These are predefined and fixed numbers that appear in the packets. You
can call them anything you like in your little language, and use any
syntax you like. But thankfully you have used the same names in your
language as appear in the rfc for the packet contents, but DO NOT
CONFUSE THE TWO. Youhave complete freedm in designing your language. It
only behoves you to explain it.

For example, there is nothing stopping you allowing

     Request: x <= User-Password, User-Name == "Fred"
     Reply:   x => CHAP-Password

as a syntax. Or, more like what you had:

    Fred   User-Password == x
           CHAP-Password := x

And this is a perfectly comprehensible and likely syntax and semantics.
We need to be TOLD that you in fact interpret it as:

     Request: User-Password == "x", User-Name == "Fred"
     Reply:   "x" => CHAP-Password

Because we CANNOT TELL by looking at your text and examples.

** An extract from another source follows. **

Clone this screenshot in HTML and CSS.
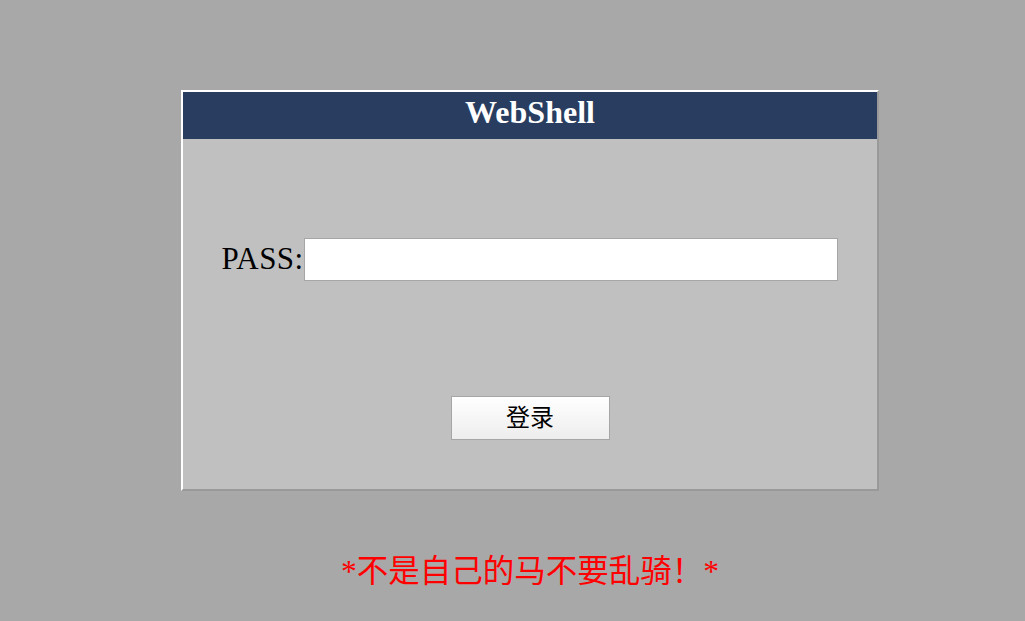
FILE: index.html
```html
<!DOCTYPE html>
<html>
<head>
<meta charset="utf-8">
<title>WebShell</title>
<link rel="stylesheet" href="styles.css">
</head>
<body>
<div class="wrap">
  <div class="box">
    <div class="head">WebShell</div>
    <div class="row">
      <label class="label" for="pass">PASS:</label>
      <input class="input" id="pass" type="password">
    </div>
    <div class="actions">
      <button class="btn" type="button">登录</button>
    </div>
  </div>
  <p class="warn">*不是自己的马不要乱骑！*</p>
</div>
</body>
</html>
```
FILE: styles.css
```css
html, body {
  margin: 0;
  padding: 0;
  background: #a8a8a8;
  font-family: "Liberation Serif", "Noto Sans CJK SC", serif;
}
.wrap {
  width: 698px;
  margin: 90px 0 0 181px;
}
.box {
  box-sizing: border-box;
  width: 698px;
  height: 401px;
  background: #c0c0c0;
  border-style: solid;
  border-width: 2px;
  border-color: #ffffff #999999 #999999 #ffffff;
  display: flex;
  flex-direction: column;
}
.head {
  height: 47px;
  background: #283d5f;
  color: #ffffff;
  font-weight: bold;
  font-size: 32px;
  line-height: 41px;
  text-align: center;
}
.row {
  margin-top: 99px;
  display: flex;
  justify-content: center;
  align-items: center;
  height: 43px;
}
.label {
  font-size: 31px;
  letter-spacing: 0.4px;
  color: #000;
  line-height: 43px;
  margin-top: -3px;
}
.input {
  box-sizing: border-box;
  width: 534px;
  height: 43px;
  margin: 0 0 0 1px;
  border: 1px solid #a6a6a6;
  background: #fff;
  padding: 0 6px;
  font-size: 20px;
  outline: none;
}
.actions {
  margin-top: 115px;
  display: flex;
  justify-content: center;
}
.btn {
  box-sizing: border-box;
  width: 159px;
  height: 44px;
  border: 1px solid #a6a6a6;
  background: linear-gradient(#ffffff, #ededed);
  font-family: "Liberation Serif", "Noto Sans CJK SC", serif;
  font-size: 24px;
  color: #000;
  padding: 0;
  line-height: 40px;
}
.warn {
  margin: 60px 0 0 0;
  text-align: center;
  color: #ff0000;
  font-size: 31.5px;
  line-height: 42px;
}
```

I do not know why you should need to have this told you! You are grown
people! It is normal to write doumentation taht explains - ahhhhh.
Perhaps you only write to document! That may be it! 

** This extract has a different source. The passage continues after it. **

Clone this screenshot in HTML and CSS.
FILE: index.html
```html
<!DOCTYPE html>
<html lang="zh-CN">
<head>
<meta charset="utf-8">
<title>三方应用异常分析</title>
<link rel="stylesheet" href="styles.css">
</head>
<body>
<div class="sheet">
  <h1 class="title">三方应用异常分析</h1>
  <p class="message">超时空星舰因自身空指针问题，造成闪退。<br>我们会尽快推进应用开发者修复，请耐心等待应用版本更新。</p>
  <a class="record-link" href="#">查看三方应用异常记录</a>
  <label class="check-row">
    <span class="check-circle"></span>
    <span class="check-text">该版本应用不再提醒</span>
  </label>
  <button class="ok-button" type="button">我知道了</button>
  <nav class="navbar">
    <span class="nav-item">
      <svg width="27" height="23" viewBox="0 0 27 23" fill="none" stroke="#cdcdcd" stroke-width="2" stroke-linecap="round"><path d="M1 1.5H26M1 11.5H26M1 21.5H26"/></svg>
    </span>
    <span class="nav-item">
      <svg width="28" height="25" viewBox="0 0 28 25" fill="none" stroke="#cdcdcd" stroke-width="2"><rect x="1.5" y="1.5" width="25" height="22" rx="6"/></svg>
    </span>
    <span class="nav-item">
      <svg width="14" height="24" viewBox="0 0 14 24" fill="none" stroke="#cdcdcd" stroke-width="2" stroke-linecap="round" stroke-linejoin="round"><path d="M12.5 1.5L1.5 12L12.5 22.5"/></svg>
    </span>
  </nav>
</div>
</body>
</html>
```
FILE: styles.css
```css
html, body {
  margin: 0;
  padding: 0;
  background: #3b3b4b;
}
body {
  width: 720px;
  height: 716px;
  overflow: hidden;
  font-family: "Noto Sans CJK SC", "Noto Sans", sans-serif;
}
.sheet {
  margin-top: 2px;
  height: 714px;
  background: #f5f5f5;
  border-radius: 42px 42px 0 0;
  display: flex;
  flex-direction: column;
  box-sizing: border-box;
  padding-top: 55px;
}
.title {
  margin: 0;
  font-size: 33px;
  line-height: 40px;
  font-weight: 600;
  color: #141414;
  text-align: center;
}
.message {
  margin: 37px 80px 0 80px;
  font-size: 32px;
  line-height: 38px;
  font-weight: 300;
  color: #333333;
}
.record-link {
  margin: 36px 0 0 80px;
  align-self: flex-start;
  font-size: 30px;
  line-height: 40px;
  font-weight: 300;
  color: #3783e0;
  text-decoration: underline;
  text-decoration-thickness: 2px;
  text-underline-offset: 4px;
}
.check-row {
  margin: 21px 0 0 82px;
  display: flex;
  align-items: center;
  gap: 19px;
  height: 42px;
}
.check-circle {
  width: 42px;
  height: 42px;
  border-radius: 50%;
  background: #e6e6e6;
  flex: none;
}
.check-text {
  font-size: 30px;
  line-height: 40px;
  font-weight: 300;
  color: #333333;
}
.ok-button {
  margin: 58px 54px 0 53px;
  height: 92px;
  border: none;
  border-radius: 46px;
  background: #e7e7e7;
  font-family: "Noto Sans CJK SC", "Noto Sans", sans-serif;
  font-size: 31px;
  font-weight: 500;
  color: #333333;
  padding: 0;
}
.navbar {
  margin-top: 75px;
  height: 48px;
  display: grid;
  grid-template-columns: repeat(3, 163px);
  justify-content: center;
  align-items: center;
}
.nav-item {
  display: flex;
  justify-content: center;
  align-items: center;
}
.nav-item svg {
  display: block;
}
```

Now you know why documentation is never read.

Because it is meaningless. It does not explain, if not written to
explain, but merely to document.


I'd hope you were writing for an auidence,


> And the only way to find out which one is which one is to either know 
> everything
> relevant for you by heart, or to look it up in the so called dictionaries.

No, thank you , but I am QUITE capable of figuring out whatever it is
you mean, as soon as you take the trouble to SAY.

If you don't say, I and everyone else have to GUESS.

When we guess, and we put our guesses to you, we do not expect to be
told "go read the rfc", but "oh - yes, I see, we didn't explain how to
use that - we'll fix".



> Yes, all this is "ugly", but it also is _very_ flexible, which obviously was a

I have no idea what you are talking about. You have a view of something
taht i have not read, and I have just read 80 pages simply to be able
to reply to your mail.



> key point to the people who invented the RADIUS protocol and wrote the RFC.

There is NOTHING to do with radius in the technicalities of your
language!  Please get it through your head!  We are talking about
whetehr you write your variabes on the left or on the right, or whether
you use capitals to designate named cojnstants, etc.

Those are purely lexical and syntactical considerations, with a
smidgeon of programming language semantics thrown in. Nothing to do
with radius.


> > Field name is a perfectly good name for it!
> 
> Except that no one uses it when talking about RADIUS. There are "attributes" 
> and
> "values", nothing else. 

Forget radius! Your language has nothing to do with it at that level!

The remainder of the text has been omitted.